I am pleased to announce that TxTenna, a project I wrote about earlier this year, is now available to download and use. With the help of the goTenna Mesh SDK, our friends at Samourai Wallet have created an application in the spirit of Eric Hughes’s cypherpunks manifesto. TxTenna and the goTenna Mesh add new tools to the arsenal of cypherpunks who wish to opt out of surveilled and censored centralized communication systems.
The early community of self-named cypherpunks understood that the internet represented an unprecedented opportunity to expand our ability to communicate free from censorship. But at the same time, they predicted that the privacy for our communications could not be guaranteed by governments or corporations. They argued for the development of open source cryptography with a premeditated political goal.
Hughes’s manifesto, penned before most people had even heard of the internet, must have seemed crazy and overly paranoid. But now, after the revelations of whistleblowers Edward Snowden, William Binney, and Julian Assange, among others, it seems prophetic.
An early work of the punk/hacker era, this 1981 novella centers on the need for privacy.
Our communication infrastructure is still modeled after the old wired telephone monopolies of the 90s’. Every communication you have that isn’t face-to-face (and out of earshot of Alexa) goes through centralized hubs where it can be tagged with your “true name” and stored indefinitely by corporations and governments. Once stored this data can also potentially be stolen by hackers or revealed to anyone who is curious and happens to have access. But unlike the 90’s, we now live in a world of ubiquitous mobile communication and carry advanced programmable radios in our pockets. We do not need to rely on these centralized systems – we can route our communications through the phones of other nearby people.

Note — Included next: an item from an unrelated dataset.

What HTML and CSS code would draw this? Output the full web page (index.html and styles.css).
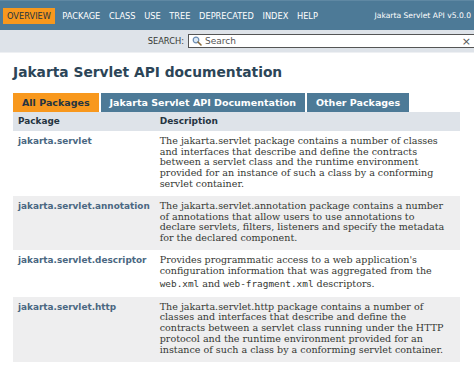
FILE: index.html
```html
<!DOCTYPE html>
<html lang="en">
<head>
  <meta charset="UTF-8" />
  <title>Overview (Jakarta Servlet API documentation)</title>
  <link rel="stylesheet" href="styles.css">
</head>
<body>
  <header>
    <nav class="top-nav">
      <ul class="nav-list">
        <li class="nav-current">Overview</li>
        <li>Package</li>
        <li>Class</li>
        <li>Use</li>
        <li>Tree</li>
        <li>Deprecated</li>
        <li>Index</li>
        <li>Help</li>
      </ul>
      <div class="about">Jakarta Servlet API v5.0.0</div>
    </nav>
    <div class="sub-nav">
      <label for="search">SEARCH:</label>
      <div class="search-box">
        <svg class="search-icon" width="10" height="10" viewBox="0 0 10 10">
          <circle cx="4" cy="4" r="2.8" fill="#dbe9f6" stroke="#6c8db3" stroke-width="1.2"/>
          <line x1="6" y1="6" x2="9" y2="9" stroke="#8a6a3a" stroke-width="1.6" stroke-linecap="round"/>
        </svg>
        <input type="text" id="search" placeholder="Search">
        <span class="reset">×</span>
      </div>
    </div>
  </header>

  <main class="content">
    <h1>Jakarta Servlet API documentation</h1>

    <div class="tabs">
      <span class="tab active">All Packages</span>
      <span class="tab">Jakarta Servlet API Documentation</span>
      <span class="tab">Other Packages</span>
    </div>

    <table class="summary">
      <thead>
        <tr>
          <th class="col-first">Package</th>
          <th>Description</th>
        </tr>
      </thead>
      <tbody>
        <tr class="row-color">
          <td class="col-first"><a href="#">jakarta.servlet</a></td>
          <td class="col-last">The jakarta.servlet package contains a number of classes and interfaces that describe and define the contracts between a servlet class and the runtime environment provided for an instance of such a class by a conforming servlet container.</td>
        </tr>
        <tr class="alt-color">
          <td class="col-first"><a href="#">jakarta.servlet.annotation</a></td>
          <td class="col-last">The jakarta.servlet.annotation package contains a number of annotations that allow users to use annotations to declare servlets, filters, listeners and specify the metadata for the declared component.</td>
        </tr>
        <tr class="row-color">
          <td class="col-first"><a href="#">jakarta.servlet.descriptor</a></td>
          <td class="col-last">Provides programmatic access to a web application's configuration information that was aggregated from the <code>web.xml</code> and <code>web-fragment.xml</code> descriptors.</td>
        </tr>
        <tr class="alt-color">
          <td class="col-first"><a href="#">jakarta.servlet.http</a></td>
          <td class="col-last">The jakarta.servlet.http package contains a number of classes and interfaces that describe and define the contracts between a servlet class running under the HTTP protocol and the runtime environment provided for an instance of such a class by a conforming servlet container.</td>
        </tr>
      </tbody>
    </table>
  </main>
</body>
</html>
```

FILE: styles.css
```css
body {
  margin: 0;
  background-color: #ffffff;
  color: #353833;
  font-family: "DejaVu Sans", Arial, sans-serif;
  font-size: 9px;
}

a {
  color: #4a6782;
  text-decoration: none;
}

.top-nav {
  display: flex;
  align-items: center;
  justify-content: space-between;
  height: 30px;
  background-color: #4d7a97;
  color: #ffffff;
  border-top: 1px solid #5f88a3;
  box-sizing: border-box;
}

.nav-list {
  display: flex;
  margin: 0;
  padding: 0;
  list-style: none;
}

.nav-list li {
  padding: 4px 4.3px;
  font-size: 8.25px;
  line-height: 8px;
  text-transform: uppercase;
}

.nav-list .nav-current {
  margin: 0 3px;
  padding: 4px 4px;
  background-color: #f8981d;
  color: #253441;
}

.about {
  font-size: 7.6px;
  padding-right: 3px;
}

.sub-nav {
  display: flex;
  align-items: center;
  justify-content: flex-end;
  height: 23px;
  background-color: #dee3e9;
  border-bottom: 1px solid #eef0f3;
  box-sizing: border-box;
}

.sub-nav label {
  font-size: 8.3px;
  margin-right: 4px;
  color: #353833;
}

.search-box {
  display: flex;
  align-items: center;
  width: 290px;
  height: 14px;
  margin-right: -4px;
  background: #ffffff;
  border: 1px solid #555555;
  box-sizing: border-box;
  padding-left: 3px;
}

.search-box input {
  flex: 1;
  border: none;
  outline: none;
  padding: 0 0 0 3px;
  height: 12px;
  font-family: "DejaVu Sans", Arial, sans-serif;
  font-size: 9px;
  background: transparent;
}

.search-box input::placeholder {
  color: #555555;
}

.reset {
  font-size: 11px;
  line-height: 11px;
  color: #555555;
  padding-right: 6px;
}

.content {
  padding: 0 14px 0 13px;
}

h1 {
  margin: 11px 0 12px;
  font-size: 13.8px;
  line-height: 17px;
  color: #2c4557;
}

.tabs {
  display: flex;
  gap: 2px;
}

.tab {
  background-color: #4d7a97;
  color: #ffffff;
  font-weight: bold;
  font-size: 9.5px;
  line-height: 11px;
  padding: 4px 9px;
}

.tab.active {
  background-color: #f8981d;
  color: #253441;
}

.summary {
  width: 100%;
  border-collapse: collapse;
}

.summary th {
  background-color: #dee3e9;
  text-align: left;
  font-size: 9px;
  line-height: 10px;
  padding: 4px 5px;
  color: #253441;
}

.summary td {
  vertical-align: top;
  padding: 5px 5px 6px;
}

.summary .col-first {
  font-weight: bold;
  font-size: 8.9px;
  line-height: 10.8px;
  white-space: nowrap;
}

.summary .col-last {
  font-family: "DejaVu Serif", Georgia, serif;
  font-size: 9.55px;
  line-height: 10.8px;
  padding-right: 7px;
}

.summary code {
  font-family: "DejaVu Sans Mono", monospace;
  font-size: 9.4px;
  line-height: 14px;
}

.row-color {
  background-color: #ffffff;
}

.alt-color {
  background-color: #eeeeef;
}
```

When you pair a goTenna Mesh to your mobile phone, you join a peer-to-peer network that allows you to send messages to nearby goTennas, who will then relay it to other goTennas and so on until your message reaches its destination. You do not need to register your personal details with a corporation to access this network. Your identity and physical location are not required to be revealed by its design.
The TxTenna App allows you to send a special kind of message over the goTenna Mesh network: a signed Bitcoin transaction. These transaction messages hop over multiple relays until they reach another goTenna Mesh node running TxTenna that is also connected to the internet. This node acts as a gateway to the global Bitcoin network. Once delivered to the network, Bitcoin’s global consensus mechanism comes into play to confirm and finalize the transaction. Now the payment receiver can be confident that the payment can not be reversed.
The cypherpunks remind us that it is not usually in the interest of government “to grant us privacy out of their beneficence” and that we must be vigilant to protect our own privacy. That may mean devising new technology, or using decentralized networks in new ways – as the punks said, “People must come and together deploy these systems as a political act.”They observed that technologies such as public key encryption and anonymous transaction systems like Bitcoin could further their privacy goals when traditional methods had failed. TxTenna continues in this tradition by providing a new tool to enhance the censorship resistance and privacy of Bitcoin transactions.